Substance Speaks Louder Than Numbers
The GST treatment of subsidised canteen recoveries cannot be decided merely by looking at the numbers involved. The real test lies in understanding the arrangement's true character. Circular No. 172 clearly recognises that genuine perquisites provided by an employer to employees as part of the contractual employment framework are not intended to be brought within the GST net. Therefore, where the canteen facility is fundamentally a welfare measure and not a commercial food-supply activity, the law, when read in its proper spirit, supports a conclusion of non-taxability.

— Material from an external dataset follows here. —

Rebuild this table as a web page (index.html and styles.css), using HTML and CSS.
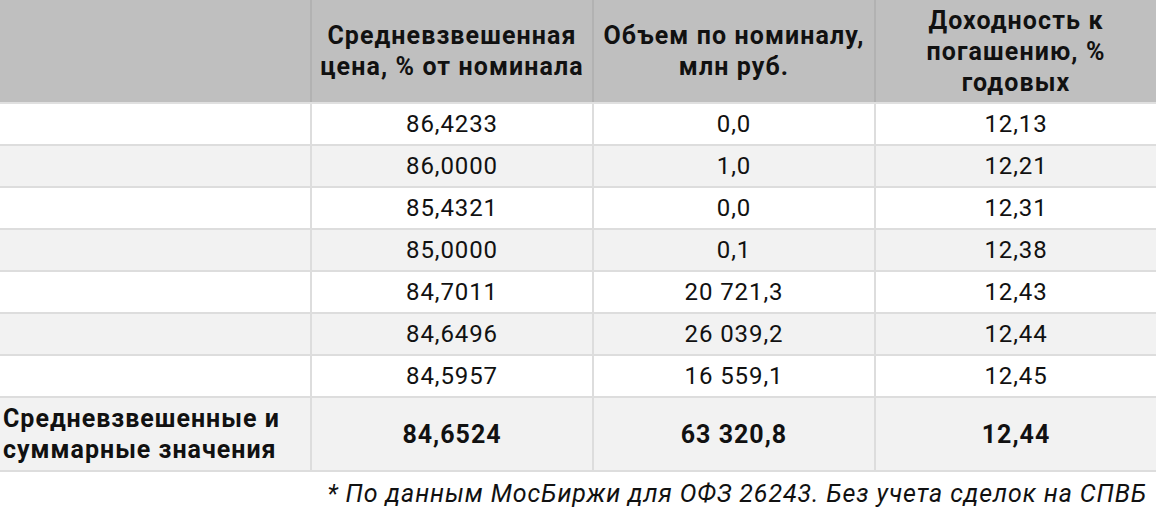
FILE: index.html
```html
<!DOCTYPE html>
<html lang="ru">
<head>
<meta charset="utf-8">
<link rel="stylesheet" href="styles.css">
</head>
<body>
<div class="table">
  <div class="row head">
    <div class="cell"></div>
    <div class="cell">Средневзвешенная<br>цена, % от номинала</div>
    <div class="cell">Объем по номиналу,<br>млн руб.</div>
    <div class="cell">Доходность к<br>погашению, %<br>годовых</div>
  </div>
  <div class="row"><div class="cell"></div><div class="cell">86,4233</div><div class="cell">0,0</div><div class="cell">12,13</div></div>
  <div class="row alt"><div class="cell"></div><div class="cell">86,0000</div><div class="cell">1,0</div><div class="cell">12,21</div></div>
  <div class="row"><div class="cell"></div><div class="cell">85,4321</div><div class="cell">0,0</div><div class="cell">12,31</div></div>
  <div class="row alt"><div class="cell"></div><div class="cell">85,0000</div><div class="cell">0,1</div><div class="cell">12,38</div></div>
  <div class="row"><div class="cell"></div><div class="cell">84,7011</div><div class="cell">20 721,3</div><div class="cell">12,43</div></div>
  <div class="row alt"><div class="cell"></div><div class="cell">84,6496</div><div class="cell">26 039,2</div><div class="cell">12,44</div></div>
  <div class="row"><div class="cell"></div><div class="cell">84,5957</div><div class="cell">16 559,1</div><div class="cell">12,45</div></div>
  <div class="row alt total">
    <div class="cell label">Средневзвешенные и<br>суммарные значения</div>
    <div class="cell">84,6524</div>
    <div class="cell">63 320,8</div>
    <div class="cell">12,44</div>
  </div>
</div>
<p class="note">* По данным МосБиржи для ОФЗ 26243. Без учета сделок на СПВБ</p>
</body>
</html>
```
FILE: styles.css
```css
html, body {
  margin: 0;
  padding: 0;
  background: #ffffff;
}
body {
  width: 1156px;
  font-family: Roboto, "Liberation Sans", sans-serif;
  color: #111111;
}
.table {
  display: flex;
  flex-direction: column;
}
.row {
  display: grid;
  grid-template-columns: 310px 280px 280px 280px;
  column-gap: 2px;
  background: #dddddd;
  border-bottom: 2px solid #dddddd;
  height: 40px;
}
.cell {
  background: #ffffff;
  display: flex;
  align-items: center;
  justify-content: center;
  text-align: center;
  font-size: 24px;
  letter-spacing: 0.9px;
}
.row.alt .cell {
  background: #f2f2f2;
}
.row.head {
  height: 102px;
  background: #b2b2b2;
  border-bottom-color: #e0e0e0;
}
.row.head .cell {
  background: #bfbfbf;
  font-weight: 700;
  line-height: 31px;
  letter-spacing: 1.1px;
  font-size: 25px;
}
.row.total {
  height: 72px;
}
.row.total .cell {
  font-weight: 700;
  font-size: 25px;
  letter-spacing: 1px;
}
.row.total .cell.label {
  justify-content: flex-start;
  text-align: left;
  padding-left: 3px;
  line-height: 31px;
  letter-spacing: 1px;
}
.note {
  margin: 0;
  padding: 7px 9px 0 0;
  text-align: right;
  font-style: italic;
  font-size: 25px;
  letter-spacing: 0.9px;
  white-space: nowrap;
}
```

What ultimately determines the sustainability of this position is not the quantum of recovery alone but the overall consistency of the employer's approach. The HR policy, employment contracts, accounting treatment, and day-to-day implementation must collectively demonstrate that the facility is designed as an employee benefit rather than a revenue-generating exercise. When policy intent, documentation, and actual conduct align, the tax position becomes significantly more robust and defensible.
In essence, GST in such cases looks beyond arithmetic and focuses on commercial substance. Where substance clearly reflects employee welfare embedded in the employment relationship, the law is intended to respect that reality rather than artificially impose tax on what is, in truth, a part of the employer-employee compact.
Finally, in GST, numbers may start the enquiry, but substance ultimately decides the tax.